* _Aim_: Review the listing and copy each line that holds the word "TypeScript".

++++ Provided information

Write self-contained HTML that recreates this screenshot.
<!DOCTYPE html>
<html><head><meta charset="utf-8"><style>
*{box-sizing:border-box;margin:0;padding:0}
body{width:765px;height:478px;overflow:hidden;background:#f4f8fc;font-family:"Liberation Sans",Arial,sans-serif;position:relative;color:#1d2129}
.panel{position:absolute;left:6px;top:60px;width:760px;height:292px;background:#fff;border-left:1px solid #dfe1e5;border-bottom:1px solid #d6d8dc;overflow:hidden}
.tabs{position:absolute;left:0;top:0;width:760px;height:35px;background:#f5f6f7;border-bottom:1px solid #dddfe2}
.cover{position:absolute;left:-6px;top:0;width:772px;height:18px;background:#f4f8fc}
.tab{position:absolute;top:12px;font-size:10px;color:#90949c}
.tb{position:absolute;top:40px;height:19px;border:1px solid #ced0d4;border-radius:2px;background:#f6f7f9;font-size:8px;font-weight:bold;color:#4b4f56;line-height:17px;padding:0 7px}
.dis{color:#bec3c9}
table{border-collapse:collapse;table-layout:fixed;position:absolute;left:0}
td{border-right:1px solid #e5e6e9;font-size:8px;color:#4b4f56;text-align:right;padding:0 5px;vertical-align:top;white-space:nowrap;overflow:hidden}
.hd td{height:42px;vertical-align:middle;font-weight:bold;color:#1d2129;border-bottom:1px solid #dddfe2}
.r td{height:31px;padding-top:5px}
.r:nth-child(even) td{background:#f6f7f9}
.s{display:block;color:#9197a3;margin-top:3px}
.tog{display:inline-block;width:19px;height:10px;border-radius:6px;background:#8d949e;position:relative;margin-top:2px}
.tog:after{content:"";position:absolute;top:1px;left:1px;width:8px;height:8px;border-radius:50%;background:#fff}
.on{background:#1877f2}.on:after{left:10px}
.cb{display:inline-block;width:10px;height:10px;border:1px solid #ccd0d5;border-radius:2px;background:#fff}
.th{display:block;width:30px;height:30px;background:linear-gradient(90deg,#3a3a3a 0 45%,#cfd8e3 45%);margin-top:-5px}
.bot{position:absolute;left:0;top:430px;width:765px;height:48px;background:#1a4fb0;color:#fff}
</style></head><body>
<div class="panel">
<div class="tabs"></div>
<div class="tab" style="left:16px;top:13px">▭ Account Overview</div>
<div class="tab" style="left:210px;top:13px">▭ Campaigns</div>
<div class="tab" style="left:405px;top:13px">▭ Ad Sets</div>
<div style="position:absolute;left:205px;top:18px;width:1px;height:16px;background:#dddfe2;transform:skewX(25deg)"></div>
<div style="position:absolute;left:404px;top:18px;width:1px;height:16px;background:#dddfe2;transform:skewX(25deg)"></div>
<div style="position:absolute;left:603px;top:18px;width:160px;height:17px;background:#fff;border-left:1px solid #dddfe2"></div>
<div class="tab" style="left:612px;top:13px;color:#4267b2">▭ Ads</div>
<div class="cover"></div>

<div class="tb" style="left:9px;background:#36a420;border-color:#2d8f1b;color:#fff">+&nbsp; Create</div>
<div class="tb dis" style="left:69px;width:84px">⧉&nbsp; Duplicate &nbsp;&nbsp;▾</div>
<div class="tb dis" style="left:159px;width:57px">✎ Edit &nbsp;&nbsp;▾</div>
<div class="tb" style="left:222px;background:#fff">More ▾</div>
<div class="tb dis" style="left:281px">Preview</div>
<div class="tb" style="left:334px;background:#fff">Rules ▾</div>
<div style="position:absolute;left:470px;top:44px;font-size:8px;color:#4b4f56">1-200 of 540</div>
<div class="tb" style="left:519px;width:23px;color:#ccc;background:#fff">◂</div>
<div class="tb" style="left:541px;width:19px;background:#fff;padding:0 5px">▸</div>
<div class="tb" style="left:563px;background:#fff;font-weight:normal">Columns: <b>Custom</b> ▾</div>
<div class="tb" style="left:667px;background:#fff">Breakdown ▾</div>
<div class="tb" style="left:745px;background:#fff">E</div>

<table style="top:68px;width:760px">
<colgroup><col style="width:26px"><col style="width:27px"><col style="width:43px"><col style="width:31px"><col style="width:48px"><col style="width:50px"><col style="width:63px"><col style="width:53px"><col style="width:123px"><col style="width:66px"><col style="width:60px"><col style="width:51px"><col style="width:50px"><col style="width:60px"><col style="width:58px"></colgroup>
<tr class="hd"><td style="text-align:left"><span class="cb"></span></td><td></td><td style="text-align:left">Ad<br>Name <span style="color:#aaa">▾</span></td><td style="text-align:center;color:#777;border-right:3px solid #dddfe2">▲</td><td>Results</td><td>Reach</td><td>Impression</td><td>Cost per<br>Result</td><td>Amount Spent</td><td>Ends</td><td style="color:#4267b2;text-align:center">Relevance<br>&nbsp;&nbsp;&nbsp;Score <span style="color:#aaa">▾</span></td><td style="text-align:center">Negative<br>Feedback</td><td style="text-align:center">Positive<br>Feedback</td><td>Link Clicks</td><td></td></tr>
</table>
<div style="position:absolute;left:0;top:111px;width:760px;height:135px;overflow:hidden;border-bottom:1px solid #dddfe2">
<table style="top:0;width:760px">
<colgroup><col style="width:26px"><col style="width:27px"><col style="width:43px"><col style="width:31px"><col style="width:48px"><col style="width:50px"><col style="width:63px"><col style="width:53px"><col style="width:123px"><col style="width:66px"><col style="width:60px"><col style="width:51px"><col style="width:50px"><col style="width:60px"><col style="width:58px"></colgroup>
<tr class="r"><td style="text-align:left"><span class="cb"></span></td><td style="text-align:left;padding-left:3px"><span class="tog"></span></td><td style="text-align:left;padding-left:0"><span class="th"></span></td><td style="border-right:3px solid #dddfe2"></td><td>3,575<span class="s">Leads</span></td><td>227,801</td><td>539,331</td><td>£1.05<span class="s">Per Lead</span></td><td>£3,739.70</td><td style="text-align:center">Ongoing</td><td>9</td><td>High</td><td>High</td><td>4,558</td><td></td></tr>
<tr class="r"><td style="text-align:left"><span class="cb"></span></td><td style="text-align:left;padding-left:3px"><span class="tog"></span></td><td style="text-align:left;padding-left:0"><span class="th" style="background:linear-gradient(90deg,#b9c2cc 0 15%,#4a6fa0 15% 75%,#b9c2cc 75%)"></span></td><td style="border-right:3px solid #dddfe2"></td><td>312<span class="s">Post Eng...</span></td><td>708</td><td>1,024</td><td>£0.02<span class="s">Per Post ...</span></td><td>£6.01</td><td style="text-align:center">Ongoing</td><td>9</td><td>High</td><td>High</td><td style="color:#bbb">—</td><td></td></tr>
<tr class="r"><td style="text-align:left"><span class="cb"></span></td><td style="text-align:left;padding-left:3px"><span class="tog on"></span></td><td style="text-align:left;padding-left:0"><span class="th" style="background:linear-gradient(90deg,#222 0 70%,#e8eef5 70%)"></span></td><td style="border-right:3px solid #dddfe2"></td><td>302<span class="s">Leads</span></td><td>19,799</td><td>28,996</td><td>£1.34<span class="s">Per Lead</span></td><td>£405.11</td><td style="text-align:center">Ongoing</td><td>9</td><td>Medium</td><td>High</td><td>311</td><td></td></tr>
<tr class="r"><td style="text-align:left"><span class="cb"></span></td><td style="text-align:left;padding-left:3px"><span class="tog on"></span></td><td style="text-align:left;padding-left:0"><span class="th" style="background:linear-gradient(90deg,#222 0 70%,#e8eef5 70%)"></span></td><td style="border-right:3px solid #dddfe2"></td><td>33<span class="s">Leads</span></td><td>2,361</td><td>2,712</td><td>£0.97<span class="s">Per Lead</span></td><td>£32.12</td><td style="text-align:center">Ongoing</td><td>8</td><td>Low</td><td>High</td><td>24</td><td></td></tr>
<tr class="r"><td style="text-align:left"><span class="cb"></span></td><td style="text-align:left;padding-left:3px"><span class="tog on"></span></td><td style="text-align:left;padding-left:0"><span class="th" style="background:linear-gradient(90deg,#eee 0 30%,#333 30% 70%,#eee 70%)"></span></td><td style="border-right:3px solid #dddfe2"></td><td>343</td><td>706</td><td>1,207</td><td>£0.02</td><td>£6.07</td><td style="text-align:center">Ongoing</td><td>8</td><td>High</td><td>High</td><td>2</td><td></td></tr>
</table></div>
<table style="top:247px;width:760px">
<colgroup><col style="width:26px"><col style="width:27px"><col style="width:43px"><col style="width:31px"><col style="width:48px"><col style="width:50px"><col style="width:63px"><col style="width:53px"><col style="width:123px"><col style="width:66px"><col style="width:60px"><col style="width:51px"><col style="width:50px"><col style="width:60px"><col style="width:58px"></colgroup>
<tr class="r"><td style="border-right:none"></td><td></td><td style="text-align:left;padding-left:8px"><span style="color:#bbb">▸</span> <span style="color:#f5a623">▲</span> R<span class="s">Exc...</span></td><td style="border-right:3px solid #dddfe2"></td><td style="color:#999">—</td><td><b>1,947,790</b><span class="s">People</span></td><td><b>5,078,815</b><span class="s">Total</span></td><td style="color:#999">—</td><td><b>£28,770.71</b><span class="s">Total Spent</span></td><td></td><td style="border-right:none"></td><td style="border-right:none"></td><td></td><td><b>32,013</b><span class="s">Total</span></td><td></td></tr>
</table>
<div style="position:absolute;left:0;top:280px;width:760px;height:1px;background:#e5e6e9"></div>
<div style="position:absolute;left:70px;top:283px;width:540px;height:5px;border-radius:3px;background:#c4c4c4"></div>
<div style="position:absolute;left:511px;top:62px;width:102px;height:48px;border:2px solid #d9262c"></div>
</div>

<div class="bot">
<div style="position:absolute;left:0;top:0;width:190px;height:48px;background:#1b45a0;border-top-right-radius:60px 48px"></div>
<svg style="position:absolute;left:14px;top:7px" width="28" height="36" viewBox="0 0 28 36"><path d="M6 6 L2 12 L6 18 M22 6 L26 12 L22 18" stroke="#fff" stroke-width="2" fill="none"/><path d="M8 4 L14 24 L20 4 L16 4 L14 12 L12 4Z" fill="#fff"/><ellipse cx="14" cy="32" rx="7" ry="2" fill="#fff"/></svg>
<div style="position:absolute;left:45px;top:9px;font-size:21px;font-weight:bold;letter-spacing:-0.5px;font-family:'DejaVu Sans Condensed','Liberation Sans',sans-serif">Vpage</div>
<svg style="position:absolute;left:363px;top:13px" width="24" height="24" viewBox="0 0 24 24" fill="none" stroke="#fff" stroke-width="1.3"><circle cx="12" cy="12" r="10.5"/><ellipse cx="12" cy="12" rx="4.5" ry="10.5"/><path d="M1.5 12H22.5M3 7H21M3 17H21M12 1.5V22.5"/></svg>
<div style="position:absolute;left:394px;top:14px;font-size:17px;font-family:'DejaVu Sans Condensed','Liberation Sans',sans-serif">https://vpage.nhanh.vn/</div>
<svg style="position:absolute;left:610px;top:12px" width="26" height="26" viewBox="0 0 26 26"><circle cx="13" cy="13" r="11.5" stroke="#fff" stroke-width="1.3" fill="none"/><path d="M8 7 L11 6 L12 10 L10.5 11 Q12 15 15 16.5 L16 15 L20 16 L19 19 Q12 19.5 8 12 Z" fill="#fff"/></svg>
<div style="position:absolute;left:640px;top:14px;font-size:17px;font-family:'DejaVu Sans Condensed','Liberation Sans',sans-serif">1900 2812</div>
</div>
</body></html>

++++++++
++++ Provided information

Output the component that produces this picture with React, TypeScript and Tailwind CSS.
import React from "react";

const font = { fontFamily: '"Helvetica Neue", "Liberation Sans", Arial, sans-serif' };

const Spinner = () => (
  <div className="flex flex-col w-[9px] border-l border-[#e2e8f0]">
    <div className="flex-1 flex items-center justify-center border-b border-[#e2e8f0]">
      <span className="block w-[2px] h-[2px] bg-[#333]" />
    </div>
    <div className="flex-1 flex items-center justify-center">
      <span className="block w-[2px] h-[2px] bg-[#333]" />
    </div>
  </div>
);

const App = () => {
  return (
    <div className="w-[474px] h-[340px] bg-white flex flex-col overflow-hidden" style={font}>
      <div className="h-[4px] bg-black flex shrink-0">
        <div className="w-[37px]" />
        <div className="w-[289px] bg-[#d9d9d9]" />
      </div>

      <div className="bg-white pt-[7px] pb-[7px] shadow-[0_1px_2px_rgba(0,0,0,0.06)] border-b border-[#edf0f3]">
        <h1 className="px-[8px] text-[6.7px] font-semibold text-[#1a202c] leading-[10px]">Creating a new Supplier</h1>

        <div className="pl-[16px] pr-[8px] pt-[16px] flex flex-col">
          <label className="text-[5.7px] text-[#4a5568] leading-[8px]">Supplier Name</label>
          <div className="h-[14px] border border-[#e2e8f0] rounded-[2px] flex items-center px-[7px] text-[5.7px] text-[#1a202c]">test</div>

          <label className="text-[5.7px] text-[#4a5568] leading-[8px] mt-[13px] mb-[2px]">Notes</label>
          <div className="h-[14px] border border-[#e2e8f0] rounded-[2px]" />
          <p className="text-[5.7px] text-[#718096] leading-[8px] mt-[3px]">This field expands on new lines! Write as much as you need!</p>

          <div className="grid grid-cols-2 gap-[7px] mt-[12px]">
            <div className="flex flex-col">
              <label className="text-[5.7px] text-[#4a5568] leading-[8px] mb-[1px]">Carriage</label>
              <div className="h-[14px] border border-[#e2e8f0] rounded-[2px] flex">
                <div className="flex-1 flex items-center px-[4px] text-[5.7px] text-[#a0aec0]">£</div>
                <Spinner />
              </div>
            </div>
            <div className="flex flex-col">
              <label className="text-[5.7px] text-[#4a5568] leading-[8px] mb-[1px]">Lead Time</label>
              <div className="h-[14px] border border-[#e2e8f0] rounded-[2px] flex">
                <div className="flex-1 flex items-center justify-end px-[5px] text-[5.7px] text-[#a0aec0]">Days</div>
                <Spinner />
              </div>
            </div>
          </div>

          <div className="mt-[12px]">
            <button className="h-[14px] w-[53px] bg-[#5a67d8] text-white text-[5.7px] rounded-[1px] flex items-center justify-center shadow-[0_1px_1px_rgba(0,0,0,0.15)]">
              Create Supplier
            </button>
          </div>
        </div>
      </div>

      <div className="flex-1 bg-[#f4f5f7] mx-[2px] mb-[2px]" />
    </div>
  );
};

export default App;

++++++++
++++ Provided information

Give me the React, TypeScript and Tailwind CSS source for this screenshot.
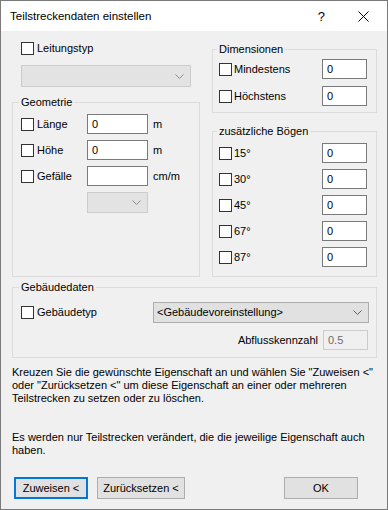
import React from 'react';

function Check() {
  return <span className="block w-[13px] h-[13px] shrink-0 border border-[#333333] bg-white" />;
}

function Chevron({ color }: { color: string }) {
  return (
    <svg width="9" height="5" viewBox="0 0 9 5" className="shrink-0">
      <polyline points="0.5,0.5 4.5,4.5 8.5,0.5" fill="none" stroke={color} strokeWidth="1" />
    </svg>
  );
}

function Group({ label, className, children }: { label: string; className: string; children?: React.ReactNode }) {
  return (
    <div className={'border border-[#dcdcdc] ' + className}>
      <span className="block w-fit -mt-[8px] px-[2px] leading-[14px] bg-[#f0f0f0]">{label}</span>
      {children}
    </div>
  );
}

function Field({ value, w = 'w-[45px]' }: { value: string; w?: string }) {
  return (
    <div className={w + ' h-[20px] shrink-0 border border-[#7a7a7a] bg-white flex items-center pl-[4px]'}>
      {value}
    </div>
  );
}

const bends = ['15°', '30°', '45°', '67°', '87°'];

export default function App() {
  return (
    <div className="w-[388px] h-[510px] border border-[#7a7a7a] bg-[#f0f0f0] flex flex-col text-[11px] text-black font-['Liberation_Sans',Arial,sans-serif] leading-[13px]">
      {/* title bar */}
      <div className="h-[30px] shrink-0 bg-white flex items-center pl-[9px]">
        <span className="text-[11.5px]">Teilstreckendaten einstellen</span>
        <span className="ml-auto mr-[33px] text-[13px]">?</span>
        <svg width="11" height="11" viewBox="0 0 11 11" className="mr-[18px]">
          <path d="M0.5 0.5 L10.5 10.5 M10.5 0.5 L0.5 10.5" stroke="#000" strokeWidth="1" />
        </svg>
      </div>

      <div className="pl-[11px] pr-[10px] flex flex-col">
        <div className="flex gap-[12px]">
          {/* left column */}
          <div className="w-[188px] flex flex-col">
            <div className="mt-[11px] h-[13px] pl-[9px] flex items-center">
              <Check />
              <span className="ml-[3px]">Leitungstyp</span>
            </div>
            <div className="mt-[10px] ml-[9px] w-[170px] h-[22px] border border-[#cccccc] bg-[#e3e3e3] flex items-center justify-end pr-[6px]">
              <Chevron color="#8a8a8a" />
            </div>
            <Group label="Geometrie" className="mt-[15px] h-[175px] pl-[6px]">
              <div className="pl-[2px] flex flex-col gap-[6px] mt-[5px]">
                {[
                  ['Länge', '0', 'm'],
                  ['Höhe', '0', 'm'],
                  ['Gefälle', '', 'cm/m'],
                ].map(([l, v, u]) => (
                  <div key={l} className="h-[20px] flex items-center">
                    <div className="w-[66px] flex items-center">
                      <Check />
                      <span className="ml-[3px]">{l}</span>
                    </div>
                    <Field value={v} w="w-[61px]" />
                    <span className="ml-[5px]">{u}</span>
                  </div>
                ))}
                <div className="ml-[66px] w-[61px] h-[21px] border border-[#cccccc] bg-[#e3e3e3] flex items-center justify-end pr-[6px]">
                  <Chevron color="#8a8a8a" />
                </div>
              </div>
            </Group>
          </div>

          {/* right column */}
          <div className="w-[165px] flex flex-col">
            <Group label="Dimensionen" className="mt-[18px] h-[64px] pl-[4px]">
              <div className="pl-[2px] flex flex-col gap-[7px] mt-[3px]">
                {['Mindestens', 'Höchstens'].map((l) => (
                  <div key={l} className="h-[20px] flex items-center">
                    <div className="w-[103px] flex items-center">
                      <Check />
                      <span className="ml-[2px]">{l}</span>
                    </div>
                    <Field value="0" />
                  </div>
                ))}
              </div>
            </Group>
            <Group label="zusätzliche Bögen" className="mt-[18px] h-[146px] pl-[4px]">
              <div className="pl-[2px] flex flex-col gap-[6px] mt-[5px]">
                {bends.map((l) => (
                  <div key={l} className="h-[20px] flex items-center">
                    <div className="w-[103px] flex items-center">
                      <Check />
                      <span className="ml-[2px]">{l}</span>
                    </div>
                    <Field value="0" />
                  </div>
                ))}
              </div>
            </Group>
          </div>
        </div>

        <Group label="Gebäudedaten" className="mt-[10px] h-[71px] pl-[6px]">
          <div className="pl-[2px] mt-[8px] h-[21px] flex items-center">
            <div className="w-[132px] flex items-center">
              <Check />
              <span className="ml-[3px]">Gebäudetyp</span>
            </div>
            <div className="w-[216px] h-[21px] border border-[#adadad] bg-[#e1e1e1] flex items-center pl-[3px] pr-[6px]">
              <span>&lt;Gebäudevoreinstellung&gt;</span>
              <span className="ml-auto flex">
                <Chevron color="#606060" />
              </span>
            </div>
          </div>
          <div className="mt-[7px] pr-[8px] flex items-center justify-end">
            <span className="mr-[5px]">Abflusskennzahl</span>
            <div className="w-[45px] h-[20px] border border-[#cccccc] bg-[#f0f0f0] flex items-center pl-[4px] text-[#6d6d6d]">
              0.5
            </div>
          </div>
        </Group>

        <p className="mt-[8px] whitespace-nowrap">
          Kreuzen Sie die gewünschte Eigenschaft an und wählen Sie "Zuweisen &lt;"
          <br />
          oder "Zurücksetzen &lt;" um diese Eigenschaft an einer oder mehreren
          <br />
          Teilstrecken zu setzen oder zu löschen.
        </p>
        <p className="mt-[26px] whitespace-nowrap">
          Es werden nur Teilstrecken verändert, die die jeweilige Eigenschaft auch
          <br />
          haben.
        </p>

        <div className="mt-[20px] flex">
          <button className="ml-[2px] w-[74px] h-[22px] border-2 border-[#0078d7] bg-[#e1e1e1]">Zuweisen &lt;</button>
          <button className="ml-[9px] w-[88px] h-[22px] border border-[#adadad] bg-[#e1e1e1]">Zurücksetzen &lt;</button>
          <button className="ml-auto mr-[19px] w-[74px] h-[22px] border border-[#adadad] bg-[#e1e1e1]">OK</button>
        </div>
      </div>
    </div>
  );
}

++++++++

* _Written answer_:
Output the component that produces this picture with React, TypeScript and Tailwind CSS.
Give me the React, TypeScript and Tailwind CSS source for this screenshot.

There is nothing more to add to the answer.